• WORK TO DO
Collect all lines below with the string "that".

• GIVEN DATA
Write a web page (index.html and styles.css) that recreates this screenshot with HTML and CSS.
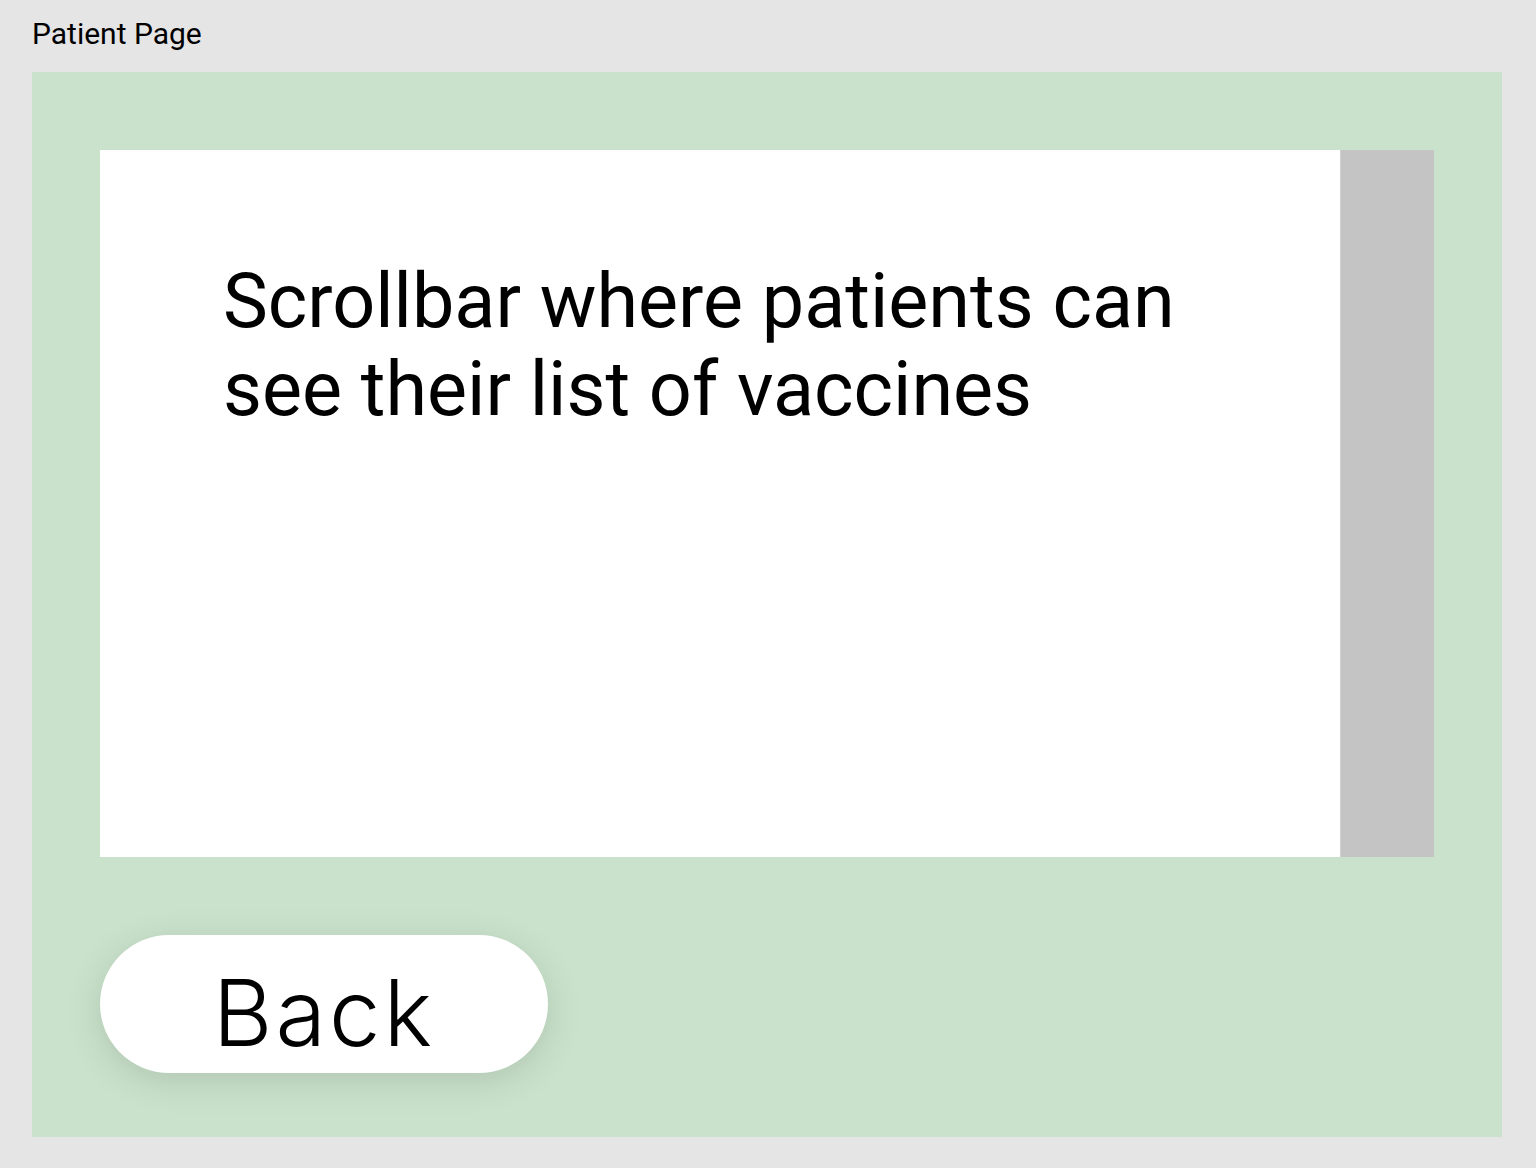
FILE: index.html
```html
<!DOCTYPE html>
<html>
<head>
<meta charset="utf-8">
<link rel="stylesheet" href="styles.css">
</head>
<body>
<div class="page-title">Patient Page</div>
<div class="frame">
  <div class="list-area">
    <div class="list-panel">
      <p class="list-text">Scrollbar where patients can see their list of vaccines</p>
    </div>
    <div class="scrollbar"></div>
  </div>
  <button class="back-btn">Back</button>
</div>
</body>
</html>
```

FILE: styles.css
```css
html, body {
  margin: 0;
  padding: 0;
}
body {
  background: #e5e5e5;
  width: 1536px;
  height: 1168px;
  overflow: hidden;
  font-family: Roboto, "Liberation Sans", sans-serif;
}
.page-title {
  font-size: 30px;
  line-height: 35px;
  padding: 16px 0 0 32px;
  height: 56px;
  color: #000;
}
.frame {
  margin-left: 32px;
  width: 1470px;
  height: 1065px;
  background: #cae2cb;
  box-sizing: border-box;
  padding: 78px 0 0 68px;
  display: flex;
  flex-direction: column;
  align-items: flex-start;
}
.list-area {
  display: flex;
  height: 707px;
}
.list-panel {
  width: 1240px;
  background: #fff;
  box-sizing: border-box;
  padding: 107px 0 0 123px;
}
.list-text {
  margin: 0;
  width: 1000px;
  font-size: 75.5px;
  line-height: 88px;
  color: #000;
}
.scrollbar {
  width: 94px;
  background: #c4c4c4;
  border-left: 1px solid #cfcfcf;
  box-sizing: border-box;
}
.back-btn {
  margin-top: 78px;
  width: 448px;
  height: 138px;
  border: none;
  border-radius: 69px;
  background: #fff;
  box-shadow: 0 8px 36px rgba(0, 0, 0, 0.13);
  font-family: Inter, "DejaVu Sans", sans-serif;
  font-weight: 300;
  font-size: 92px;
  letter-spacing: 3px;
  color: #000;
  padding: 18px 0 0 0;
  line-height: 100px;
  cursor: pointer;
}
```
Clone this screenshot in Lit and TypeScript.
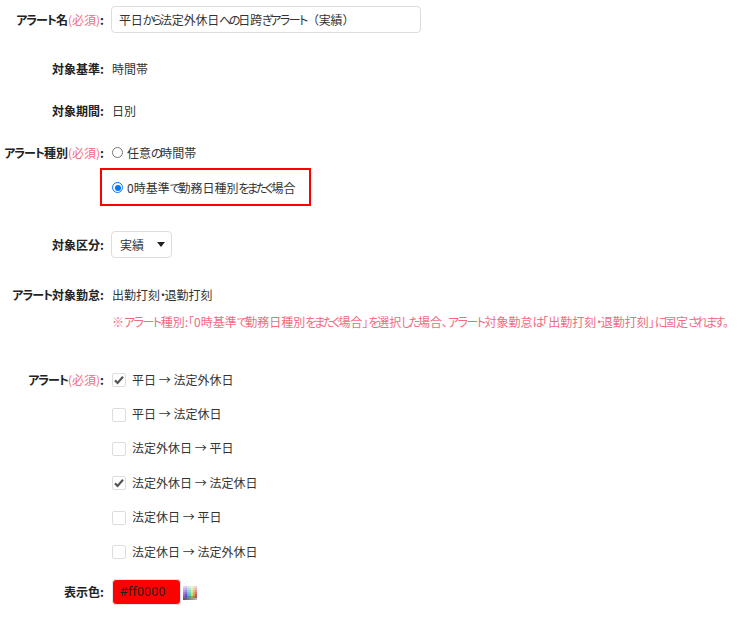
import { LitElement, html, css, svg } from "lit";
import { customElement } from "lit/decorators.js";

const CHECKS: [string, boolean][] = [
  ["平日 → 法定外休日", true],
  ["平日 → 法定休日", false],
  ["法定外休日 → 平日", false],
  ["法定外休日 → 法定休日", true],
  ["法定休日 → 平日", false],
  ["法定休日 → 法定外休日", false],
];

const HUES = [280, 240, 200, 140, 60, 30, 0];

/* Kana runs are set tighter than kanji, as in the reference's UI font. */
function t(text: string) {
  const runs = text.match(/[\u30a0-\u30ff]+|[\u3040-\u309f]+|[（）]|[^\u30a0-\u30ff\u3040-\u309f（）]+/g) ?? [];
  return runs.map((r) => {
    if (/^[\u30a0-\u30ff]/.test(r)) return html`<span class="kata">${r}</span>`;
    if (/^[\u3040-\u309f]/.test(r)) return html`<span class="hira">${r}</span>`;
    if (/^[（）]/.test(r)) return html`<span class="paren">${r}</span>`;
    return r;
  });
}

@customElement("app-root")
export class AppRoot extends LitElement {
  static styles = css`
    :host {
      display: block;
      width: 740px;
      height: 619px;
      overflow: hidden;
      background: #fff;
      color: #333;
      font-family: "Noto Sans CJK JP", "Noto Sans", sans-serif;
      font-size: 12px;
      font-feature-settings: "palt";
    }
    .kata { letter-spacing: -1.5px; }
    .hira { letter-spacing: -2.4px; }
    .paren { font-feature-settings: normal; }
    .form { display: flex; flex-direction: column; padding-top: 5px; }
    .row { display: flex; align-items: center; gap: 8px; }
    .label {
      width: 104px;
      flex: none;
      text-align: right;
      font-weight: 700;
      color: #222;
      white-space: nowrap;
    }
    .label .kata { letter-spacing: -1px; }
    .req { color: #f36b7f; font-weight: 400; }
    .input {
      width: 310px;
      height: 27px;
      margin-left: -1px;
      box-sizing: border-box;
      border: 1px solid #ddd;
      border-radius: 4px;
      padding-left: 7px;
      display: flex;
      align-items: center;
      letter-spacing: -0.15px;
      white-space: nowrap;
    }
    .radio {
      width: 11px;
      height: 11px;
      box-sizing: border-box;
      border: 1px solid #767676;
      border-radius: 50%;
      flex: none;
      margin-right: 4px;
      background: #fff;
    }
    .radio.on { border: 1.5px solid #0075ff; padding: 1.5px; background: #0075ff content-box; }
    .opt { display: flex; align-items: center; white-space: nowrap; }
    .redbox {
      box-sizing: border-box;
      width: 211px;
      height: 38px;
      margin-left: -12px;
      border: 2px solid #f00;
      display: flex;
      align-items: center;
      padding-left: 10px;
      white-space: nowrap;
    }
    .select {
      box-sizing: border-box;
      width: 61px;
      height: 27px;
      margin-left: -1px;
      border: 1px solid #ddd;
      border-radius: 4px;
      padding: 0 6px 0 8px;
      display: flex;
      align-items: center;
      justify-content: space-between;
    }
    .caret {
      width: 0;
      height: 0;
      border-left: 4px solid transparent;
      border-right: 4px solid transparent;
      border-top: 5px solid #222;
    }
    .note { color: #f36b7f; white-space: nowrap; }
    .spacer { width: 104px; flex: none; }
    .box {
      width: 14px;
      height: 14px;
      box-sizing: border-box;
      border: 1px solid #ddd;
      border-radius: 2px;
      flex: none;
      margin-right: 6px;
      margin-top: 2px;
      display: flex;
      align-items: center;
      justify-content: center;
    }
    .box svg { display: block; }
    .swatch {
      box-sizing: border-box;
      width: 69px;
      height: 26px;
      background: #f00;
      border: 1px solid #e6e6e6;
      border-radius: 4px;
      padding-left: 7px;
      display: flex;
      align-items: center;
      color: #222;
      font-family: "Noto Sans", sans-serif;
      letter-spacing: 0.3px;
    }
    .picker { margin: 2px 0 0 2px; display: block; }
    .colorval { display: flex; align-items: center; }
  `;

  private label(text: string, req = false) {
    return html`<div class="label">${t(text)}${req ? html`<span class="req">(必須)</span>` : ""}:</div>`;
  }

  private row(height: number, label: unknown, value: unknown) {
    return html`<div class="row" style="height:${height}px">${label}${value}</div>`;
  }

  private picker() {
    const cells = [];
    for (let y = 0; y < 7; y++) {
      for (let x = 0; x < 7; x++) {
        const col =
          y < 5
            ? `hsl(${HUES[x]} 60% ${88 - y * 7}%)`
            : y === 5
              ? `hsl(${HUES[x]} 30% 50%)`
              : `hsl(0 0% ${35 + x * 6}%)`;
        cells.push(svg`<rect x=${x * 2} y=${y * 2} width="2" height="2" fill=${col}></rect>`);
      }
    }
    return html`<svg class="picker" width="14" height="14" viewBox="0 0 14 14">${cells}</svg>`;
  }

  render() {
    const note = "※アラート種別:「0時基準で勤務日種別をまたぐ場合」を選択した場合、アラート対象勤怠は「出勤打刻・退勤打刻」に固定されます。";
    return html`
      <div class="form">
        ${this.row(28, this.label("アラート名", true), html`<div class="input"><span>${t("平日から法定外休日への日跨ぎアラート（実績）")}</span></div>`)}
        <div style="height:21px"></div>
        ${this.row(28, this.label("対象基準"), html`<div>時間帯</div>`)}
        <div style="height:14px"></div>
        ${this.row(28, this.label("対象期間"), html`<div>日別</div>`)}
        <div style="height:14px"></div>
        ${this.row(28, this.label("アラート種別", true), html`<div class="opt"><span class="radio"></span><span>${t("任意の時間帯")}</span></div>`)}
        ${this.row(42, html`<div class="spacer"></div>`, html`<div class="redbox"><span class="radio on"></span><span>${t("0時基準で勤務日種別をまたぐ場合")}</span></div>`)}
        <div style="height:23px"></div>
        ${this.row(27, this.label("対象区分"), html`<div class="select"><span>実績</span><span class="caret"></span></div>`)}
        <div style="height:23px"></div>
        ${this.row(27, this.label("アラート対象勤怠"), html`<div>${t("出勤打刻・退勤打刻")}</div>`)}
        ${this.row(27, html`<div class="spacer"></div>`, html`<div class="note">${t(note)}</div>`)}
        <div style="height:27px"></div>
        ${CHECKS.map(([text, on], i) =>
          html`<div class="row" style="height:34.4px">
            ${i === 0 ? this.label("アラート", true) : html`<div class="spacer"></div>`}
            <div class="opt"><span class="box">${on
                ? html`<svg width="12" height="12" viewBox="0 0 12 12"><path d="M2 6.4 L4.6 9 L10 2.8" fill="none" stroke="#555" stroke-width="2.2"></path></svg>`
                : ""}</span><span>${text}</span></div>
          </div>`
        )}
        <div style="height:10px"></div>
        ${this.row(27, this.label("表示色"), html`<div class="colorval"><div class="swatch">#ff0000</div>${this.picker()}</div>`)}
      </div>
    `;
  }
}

---

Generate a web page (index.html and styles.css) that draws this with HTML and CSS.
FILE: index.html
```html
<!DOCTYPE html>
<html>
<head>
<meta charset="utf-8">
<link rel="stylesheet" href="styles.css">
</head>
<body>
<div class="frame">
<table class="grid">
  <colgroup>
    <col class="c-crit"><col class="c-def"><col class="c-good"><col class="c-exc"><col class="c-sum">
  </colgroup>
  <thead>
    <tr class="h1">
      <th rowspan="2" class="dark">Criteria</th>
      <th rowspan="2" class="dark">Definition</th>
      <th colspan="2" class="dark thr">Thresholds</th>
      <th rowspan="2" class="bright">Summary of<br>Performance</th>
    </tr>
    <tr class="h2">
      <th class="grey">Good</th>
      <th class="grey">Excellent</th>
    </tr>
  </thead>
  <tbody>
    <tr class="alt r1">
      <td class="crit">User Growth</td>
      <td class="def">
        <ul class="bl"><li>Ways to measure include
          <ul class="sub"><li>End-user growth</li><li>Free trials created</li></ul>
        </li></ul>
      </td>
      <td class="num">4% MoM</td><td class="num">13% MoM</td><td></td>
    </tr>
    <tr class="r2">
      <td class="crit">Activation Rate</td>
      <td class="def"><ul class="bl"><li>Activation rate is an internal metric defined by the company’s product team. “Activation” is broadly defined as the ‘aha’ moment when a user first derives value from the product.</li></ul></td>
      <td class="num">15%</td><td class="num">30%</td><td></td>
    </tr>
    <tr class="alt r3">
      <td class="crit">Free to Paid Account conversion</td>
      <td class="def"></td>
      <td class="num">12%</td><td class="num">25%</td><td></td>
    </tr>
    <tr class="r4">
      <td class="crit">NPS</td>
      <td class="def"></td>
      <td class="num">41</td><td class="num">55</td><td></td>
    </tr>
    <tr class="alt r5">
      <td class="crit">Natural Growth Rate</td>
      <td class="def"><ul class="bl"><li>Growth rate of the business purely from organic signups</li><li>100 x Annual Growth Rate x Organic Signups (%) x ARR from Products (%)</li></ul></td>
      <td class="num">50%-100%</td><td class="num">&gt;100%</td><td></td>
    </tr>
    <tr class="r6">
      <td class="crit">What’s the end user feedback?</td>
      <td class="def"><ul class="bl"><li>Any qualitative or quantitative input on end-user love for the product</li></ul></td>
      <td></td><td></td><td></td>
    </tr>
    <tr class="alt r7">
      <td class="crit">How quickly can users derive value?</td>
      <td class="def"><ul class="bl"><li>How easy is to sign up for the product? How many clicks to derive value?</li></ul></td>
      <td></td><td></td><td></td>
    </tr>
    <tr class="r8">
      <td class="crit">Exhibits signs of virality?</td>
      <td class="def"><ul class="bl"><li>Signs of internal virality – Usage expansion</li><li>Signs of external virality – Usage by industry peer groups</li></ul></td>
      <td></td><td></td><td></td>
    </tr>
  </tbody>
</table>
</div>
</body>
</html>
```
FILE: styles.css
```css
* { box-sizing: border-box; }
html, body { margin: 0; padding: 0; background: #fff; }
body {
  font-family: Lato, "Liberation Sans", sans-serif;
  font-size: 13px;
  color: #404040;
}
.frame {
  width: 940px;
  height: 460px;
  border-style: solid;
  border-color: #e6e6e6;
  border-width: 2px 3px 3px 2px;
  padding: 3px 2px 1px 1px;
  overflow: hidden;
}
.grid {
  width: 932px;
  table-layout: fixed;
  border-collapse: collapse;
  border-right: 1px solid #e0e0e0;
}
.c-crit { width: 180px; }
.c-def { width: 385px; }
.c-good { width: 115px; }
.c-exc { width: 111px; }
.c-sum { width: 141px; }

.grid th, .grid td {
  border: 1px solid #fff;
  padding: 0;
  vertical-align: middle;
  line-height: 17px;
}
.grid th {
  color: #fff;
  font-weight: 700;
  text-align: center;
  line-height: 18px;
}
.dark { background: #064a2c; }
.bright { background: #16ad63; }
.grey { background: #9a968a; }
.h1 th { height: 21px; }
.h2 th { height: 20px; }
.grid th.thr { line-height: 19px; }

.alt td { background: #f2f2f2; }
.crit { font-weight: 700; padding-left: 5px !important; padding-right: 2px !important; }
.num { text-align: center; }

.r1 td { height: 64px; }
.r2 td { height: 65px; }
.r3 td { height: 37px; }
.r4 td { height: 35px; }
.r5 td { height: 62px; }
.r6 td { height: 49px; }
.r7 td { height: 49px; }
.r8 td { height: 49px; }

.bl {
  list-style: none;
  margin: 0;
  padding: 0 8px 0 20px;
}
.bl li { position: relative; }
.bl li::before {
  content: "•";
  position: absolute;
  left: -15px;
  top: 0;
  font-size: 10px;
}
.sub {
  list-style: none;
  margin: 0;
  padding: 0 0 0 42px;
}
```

• SOLUTION TO THIS PROBLEM
Write a web page (index.html and styles.css) that recreates this screenshot with HTML and CSS.
Generate a web page (index.html and styles.css) that draws this with HTML and CSS.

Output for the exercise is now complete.